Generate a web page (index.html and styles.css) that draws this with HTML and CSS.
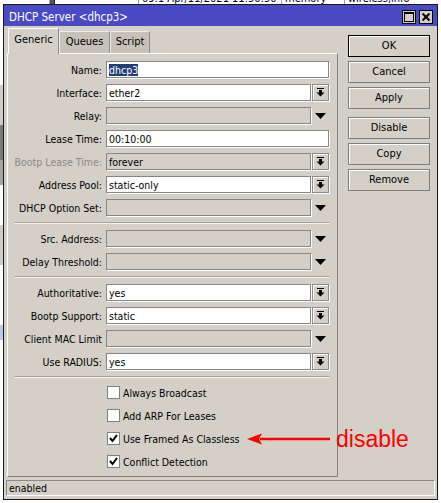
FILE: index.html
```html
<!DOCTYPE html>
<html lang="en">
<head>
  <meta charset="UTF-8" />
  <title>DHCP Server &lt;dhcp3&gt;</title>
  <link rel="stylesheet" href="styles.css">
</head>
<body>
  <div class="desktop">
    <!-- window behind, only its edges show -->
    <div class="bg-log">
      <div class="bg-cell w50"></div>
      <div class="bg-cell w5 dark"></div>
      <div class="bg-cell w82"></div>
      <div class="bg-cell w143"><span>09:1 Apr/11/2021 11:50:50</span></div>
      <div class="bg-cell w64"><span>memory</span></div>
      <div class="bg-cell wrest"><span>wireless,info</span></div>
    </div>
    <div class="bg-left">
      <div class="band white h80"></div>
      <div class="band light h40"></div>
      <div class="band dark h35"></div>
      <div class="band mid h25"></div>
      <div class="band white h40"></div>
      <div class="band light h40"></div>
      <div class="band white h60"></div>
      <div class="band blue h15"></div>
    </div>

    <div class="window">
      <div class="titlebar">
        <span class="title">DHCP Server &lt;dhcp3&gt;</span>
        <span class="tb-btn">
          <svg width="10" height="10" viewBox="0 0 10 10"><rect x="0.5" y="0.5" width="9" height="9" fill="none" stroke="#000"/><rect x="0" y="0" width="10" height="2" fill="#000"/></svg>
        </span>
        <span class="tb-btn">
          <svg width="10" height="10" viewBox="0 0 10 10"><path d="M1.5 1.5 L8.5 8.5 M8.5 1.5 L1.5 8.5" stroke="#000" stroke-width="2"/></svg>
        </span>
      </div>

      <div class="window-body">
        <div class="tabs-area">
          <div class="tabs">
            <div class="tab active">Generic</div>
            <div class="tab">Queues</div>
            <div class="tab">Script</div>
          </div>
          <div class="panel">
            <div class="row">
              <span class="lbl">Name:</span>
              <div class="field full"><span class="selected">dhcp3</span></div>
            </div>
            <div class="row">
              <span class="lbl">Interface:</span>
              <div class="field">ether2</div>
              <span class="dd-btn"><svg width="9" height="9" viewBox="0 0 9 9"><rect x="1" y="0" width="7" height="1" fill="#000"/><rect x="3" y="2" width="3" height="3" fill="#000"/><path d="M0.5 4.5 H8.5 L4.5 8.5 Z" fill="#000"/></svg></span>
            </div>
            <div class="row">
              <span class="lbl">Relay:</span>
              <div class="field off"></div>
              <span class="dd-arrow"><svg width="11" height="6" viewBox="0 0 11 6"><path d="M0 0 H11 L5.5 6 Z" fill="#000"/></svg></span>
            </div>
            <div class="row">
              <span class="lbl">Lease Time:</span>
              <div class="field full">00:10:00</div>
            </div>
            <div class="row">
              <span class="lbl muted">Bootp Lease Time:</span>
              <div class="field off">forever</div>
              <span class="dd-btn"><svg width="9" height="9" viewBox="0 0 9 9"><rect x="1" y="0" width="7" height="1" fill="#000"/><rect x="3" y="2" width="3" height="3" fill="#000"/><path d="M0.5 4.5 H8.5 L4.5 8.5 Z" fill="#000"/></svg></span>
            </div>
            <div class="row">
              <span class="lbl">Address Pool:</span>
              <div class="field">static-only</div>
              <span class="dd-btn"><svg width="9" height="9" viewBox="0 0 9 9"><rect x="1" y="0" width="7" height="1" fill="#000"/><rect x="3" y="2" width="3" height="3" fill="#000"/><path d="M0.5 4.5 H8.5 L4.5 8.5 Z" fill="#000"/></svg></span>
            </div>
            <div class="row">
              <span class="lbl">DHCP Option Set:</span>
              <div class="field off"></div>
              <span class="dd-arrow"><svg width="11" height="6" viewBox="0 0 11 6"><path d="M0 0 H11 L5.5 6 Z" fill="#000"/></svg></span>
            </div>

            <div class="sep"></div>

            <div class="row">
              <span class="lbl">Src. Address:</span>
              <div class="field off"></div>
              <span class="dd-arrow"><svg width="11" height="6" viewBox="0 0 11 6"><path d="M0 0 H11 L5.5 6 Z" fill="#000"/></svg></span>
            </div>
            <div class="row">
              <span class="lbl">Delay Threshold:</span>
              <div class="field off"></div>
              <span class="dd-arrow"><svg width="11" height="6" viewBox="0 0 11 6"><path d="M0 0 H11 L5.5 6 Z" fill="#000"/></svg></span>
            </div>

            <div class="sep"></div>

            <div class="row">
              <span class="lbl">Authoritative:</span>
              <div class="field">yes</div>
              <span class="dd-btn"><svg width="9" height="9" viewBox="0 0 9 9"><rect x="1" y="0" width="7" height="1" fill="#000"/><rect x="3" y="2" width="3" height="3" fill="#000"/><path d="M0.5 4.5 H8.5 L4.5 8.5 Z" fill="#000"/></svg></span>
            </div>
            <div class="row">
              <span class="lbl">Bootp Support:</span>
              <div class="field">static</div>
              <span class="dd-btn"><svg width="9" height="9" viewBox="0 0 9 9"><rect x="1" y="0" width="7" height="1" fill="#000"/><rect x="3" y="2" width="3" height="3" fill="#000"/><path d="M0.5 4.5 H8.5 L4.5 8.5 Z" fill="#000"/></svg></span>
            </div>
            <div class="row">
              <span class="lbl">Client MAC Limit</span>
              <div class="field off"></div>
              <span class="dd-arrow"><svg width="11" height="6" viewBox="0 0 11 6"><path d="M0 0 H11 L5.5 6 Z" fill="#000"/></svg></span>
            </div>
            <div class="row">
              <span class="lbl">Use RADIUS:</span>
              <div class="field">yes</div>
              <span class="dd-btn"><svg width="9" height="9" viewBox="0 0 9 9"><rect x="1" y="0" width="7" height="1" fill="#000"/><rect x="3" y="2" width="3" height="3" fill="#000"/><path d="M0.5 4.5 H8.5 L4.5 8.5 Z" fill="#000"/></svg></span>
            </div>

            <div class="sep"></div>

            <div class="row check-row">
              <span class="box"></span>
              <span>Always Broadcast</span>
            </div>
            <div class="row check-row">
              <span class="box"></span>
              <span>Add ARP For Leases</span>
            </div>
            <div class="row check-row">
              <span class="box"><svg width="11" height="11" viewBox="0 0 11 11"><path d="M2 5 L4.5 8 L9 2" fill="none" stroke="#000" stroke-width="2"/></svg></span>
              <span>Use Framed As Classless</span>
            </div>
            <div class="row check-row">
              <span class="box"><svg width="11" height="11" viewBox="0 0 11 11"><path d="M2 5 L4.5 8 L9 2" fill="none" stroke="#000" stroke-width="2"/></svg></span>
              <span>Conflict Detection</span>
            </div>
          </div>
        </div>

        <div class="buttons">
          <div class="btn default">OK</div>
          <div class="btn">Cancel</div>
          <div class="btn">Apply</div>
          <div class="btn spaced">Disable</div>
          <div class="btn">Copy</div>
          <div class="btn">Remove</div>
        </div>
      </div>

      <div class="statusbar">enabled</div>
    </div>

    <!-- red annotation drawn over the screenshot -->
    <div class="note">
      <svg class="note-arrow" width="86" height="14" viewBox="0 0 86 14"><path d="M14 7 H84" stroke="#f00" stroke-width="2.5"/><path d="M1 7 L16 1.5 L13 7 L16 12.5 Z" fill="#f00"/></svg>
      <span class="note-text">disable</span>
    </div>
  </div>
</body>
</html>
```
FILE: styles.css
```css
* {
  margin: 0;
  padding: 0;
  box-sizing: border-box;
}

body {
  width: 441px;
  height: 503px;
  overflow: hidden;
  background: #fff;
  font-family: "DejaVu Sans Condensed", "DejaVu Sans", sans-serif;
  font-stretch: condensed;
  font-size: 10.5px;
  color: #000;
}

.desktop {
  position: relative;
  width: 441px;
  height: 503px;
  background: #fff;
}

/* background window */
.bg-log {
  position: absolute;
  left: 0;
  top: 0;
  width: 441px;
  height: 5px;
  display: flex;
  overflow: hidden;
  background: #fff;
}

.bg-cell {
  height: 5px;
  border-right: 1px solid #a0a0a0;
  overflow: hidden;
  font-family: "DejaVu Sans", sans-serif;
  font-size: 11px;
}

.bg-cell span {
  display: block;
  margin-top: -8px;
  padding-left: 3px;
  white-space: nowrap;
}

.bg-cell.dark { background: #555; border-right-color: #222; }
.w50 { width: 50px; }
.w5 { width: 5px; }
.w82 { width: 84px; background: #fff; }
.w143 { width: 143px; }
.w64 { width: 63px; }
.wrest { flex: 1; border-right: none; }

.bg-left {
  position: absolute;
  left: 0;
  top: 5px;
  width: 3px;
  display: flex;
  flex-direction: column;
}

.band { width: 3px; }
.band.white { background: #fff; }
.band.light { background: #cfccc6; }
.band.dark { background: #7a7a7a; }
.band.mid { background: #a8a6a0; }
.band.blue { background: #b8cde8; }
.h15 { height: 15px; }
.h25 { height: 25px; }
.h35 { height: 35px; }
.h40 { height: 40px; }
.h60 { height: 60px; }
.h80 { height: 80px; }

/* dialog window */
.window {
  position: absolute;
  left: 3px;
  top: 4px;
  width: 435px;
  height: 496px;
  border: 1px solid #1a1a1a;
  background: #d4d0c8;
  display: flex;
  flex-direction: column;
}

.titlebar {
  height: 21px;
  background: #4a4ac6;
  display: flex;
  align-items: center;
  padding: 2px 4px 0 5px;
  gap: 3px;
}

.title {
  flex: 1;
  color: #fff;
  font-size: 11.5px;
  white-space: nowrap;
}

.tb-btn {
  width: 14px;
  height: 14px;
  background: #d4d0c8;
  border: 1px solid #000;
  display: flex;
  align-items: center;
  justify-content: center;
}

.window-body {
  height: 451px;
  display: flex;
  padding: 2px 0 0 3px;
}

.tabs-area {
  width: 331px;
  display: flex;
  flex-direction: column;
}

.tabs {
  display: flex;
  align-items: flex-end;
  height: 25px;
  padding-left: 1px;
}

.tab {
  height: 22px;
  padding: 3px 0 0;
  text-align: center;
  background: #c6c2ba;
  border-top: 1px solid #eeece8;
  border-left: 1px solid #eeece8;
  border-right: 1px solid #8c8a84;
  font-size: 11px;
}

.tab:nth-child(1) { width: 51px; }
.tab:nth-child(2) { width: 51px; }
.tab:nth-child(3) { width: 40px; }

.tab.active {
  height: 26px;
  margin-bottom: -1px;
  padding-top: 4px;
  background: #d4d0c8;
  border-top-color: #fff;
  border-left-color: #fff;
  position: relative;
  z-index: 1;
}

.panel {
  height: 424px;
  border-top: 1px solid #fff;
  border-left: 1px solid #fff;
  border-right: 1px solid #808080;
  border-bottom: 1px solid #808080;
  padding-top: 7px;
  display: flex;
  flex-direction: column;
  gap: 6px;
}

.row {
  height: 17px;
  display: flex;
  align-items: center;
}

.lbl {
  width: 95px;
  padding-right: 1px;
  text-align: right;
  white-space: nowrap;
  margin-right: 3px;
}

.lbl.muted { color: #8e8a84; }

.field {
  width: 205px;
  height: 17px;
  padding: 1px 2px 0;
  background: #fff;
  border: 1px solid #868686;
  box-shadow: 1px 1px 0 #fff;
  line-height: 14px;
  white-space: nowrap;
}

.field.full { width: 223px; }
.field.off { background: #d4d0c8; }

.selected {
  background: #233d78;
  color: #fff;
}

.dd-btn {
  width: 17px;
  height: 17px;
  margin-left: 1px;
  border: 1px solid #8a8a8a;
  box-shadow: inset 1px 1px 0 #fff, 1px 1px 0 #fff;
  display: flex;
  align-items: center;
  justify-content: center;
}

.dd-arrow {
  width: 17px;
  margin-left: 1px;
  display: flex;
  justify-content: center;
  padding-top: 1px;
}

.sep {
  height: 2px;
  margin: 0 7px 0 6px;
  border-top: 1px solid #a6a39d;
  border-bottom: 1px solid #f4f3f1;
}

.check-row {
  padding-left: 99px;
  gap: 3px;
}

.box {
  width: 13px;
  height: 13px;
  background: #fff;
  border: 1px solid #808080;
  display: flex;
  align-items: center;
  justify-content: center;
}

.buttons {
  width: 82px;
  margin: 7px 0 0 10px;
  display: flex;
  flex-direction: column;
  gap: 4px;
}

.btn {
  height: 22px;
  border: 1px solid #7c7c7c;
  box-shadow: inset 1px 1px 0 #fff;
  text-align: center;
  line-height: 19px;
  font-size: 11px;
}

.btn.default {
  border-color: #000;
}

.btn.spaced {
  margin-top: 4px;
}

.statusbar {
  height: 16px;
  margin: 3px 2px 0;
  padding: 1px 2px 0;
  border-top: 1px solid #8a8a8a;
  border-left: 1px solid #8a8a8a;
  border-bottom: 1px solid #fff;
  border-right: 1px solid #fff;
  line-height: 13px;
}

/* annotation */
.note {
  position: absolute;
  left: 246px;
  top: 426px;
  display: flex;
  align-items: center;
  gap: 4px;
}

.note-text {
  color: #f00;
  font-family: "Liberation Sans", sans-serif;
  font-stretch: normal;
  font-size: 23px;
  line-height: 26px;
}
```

○ ○ ○

_Directive_
List each line in the listing that contains the string "index".

_Solution to the problem_
Generate a web page (index.html and styles.css) that draws this with HTML and CSS.
FILE: index.html
  z-index: 1;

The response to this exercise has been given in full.